WRITTEN TASK: Show all lines holding "screenshot".

DATA TO USE:
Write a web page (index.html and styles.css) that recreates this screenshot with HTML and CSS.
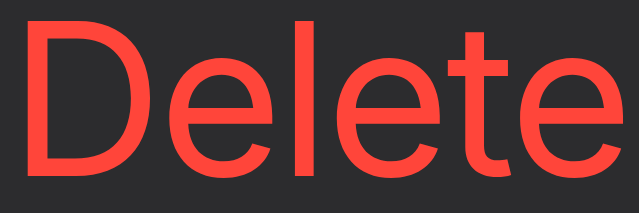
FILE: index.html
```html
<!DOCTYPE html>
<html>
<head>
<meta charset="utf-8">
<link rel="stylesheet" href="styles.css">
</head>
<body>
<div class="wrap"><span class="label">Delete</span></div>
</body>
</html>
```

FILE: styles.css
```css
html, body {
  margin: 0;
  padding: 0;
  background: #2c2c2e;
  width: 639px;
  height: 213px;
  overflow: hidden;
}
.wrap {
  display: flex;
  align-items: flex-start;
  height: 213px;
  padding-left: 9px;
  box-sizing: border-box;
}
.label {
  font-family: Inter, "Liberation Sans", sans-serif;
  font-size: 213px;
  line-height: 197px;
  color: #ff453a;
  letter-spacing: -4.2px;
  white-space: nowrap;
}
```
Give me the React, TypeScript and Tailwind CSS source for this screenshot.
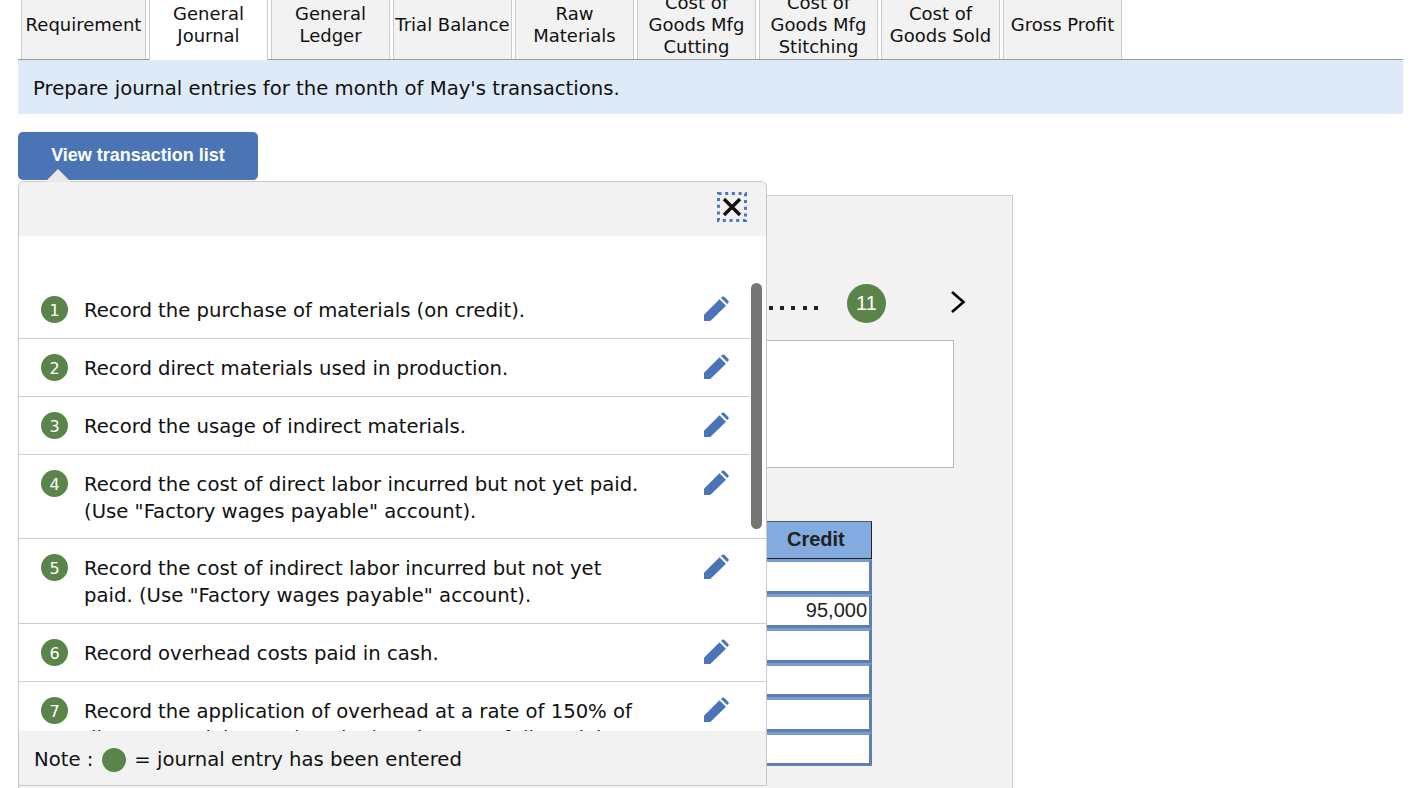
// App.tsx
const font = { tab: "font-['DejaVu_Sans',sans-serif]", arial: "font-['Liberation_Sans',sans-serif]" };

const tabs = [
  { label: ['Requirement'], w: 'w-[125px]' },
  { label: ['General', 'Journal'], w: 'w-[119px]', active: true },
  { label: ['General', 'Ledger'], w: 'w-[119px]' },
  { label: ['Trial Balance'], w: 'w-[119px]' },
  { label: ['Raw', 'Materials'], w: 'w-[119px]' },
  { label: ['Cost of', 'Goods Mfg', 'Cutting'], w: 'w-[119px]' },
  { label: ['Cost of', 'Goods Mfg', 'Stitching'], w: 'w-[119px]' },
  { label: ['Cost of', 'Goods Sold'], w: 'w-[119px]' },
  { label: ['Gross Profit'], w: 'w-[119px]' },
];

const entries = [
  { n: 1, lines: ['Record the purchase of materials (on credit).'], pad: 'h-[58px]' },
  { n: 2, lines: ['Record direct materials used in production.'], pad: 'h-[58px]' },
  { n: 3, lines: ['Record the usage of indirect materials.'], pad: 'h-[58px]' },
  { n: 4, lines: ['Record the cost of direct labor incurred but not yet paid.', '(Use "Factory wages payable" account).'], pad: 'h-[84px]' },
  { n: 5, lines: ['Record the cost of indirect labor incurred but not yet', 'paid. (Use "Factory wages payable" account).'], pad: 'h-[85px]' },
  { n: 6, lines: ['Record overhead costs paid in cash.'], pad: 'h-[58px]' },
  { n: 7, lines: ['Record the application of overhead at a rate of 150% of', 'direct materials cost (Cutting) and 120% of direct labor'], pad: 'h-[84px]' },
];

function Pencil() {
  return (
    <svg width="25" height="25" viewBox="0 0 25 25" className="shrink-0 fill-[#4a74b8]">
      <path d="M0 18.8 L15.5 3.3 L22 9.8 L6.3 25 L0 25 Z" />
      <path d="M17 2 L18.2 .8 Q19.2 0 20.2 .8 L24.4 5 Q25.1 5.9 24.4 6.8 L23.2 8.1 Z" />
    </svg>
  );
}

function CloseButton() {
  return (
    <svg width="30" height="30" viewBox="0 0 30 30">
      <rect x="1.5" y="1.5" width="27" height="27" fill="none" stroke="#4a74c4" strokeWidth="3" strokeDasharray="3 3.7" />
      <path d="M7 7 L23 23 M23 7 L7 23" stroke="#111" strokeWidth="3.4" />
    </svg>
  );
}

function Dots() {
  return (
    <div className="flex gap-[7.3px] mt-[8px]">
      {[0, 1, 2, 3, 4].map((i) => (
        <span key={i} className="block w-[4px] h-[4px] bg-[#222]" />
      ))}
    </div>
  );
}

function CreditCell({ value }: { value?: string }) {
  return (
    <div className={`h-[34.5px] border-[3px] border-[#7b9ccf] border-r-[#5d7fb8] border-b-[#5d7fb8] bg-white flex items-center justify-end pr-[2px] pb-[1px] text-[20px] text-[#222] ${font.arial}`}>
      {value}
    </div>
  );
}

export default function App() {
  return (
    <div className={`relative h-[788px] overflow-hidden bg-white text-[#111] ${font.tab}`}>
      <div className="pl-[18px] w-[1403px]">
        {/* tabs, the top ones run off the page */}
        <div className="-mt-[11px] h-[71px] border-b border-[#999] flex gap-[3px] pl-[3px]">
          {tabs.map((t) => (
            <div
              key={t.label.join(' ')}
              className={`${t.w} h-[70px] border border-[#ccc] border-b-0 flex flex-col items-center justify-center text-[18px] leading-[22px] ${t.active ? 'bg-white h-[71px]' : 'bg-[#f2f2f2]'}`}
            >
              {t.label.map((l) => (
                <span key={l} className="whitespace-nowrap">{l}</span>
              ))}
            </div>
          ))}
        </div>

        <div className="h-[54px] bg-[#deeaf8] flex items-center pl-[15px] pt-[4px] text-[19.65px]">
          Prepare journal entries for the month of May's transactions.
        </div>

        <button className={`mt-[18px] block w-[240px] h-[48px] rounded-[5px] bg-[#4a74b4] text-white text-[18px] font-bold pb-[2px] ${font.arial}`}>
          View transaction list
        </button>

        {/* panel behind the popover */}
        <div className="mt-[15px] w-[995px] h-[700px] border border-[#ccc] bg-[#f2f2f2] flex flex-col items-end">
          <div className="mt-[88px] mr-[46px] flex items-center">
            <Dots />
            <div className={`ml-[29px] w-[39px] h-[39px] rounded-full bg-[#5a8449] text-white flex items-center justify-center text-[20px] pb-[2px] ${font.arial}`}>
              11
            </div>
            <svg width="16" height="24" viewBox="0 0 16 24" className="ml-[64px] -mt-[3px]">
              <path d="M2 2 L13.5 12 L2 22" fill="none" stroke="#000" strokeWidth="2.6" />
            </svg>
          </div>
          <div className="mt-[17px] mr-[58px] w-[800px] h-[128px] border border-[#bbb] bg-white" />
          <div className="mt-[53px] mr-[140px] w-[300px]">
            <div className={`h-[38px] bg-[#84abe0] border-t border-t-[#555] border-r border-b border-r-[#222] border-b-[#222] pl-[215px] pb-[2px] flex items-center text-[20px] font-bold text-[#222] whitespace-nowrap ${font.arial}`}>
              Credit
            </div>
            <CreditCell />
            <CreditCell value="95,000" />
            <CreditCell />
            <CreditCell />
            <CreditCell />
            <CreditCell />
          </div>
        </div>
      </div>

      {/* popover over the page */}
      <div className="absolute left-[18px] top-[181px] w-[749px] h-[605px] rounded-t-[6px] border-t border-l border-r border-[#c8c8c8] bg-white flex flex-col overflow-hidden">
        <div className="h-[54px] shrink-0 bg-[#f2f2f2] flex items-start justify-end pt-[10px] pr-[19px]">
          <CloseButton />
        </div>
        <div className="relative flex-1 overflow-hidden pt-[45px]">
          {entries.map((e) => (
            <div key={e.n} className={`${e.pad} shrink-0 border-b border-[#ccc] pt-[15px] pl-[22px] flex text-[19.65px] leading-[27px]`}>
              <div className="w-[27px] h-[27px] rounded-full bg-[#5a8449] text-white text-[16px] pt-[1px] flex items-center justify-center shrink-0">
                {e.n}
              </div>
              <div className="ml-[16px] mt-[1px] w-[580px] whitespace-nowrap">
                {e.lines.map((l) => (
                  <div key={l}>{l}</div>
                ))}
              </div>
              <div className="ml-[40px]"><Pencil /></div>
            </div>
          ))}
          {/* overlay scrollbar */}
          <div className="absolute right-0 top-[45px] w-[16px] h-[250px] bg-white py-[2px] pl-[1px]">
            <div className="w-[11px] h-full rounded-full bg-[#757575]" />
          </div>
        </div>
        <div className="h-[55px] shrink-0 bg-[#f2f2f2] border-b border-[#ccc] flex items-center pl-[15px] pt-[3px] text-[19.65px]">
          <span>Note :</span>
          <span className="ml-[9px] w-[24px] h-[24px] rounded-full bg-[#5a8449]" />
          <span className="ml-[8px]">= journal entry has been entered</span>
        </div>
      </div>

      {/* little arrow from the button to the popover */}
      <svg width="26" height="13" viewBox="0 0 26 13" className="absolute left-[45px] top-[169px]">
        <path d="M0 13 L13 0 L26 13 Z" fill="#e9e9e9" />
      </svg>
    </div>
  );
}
==
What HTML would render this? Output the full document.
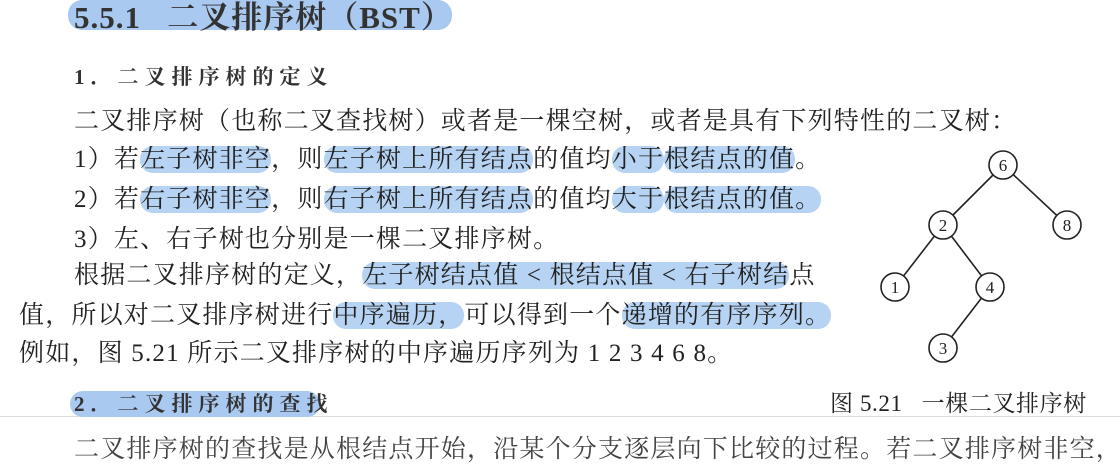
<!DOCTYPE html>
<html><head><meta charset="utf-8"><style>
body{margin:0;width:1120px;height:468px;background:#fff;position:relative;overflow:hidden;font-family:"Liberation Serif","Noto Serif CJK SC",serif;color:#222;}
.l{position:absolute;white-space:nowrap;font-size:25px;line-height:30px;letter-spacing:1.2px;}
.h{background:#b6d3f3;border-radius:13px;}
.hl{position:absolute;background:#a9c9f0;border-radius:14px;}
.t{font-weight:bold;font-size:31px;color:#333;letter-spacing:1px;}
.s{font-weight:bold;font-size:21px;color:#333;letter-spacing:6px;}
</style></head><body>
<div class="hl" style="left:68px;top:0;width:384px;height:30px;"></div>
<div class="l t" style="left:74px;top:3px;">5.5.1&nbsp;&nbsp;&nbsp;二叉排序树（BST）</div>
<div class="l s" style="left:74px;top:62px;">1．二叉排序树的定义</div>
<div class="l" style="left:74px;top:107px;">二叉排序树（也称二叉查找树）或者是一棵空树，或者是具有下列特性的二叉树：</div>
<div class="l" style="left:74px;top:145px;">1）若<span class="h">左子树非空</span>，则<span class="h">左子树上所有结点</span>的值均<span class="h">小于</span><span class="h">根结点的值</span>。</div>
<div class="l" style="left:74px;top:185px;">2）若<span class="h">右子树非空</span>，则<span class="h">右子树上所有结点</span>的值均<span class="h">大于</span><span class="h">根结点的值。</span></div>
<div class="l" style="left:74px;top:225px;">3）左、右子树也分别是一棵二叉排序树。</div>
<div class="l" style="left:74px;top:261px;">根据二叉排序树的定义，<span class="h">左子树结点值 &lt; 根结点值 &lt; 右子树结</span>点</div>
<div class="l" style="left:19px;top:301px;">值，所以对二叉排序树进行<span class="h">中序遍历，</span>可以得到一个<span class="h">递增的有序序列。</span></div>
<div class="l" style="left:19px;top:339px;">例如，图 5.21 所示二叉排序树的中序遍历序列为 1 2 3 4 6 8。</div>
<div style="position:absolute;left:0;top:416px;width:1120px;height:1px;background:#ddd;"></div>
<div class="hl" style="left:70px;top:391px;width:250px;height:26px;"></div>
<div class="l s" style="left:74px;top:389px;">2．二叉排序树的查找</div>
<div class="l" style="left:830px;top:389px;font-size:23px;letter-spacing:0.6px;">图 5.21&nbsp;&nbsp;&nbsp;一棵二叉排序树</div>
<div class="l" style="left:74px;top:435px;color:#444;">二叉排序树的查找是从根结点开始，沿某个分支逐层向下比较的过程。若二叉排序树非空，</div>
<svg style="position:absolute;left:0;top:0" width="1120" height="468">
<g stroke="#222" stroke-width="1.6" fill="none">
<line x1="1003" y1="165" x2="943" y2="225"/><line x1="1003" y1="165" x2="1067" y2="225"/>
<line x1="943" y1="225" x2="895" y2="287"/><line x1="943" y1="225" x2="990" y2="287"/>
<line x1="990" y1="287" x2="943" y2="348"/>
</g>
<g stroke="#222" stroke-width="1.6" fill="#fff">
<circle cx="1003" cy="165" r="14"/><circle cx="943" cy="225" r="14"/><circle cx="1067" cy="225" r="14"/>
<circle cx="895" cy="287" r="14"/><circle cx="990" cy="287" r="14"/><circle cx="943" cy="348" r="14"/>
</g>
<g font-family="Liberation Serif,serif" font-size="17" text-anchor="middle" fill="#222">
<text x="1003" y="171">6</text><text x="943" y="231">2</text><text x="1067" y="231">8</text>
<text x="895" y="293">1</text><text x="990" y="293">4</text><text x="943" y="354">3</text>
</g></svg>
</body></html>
* * *
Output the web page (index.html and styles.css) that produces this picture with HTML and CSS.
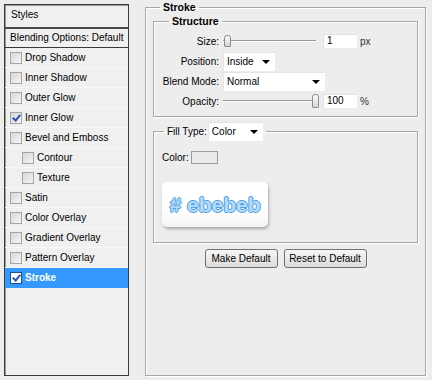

TASK ANSWER:
Write a web page (index.html and styles.css) that recreates this screenshot with HTML and CSS.
Give me the React, TypeScript and Tailwind CSS source for this screenshot.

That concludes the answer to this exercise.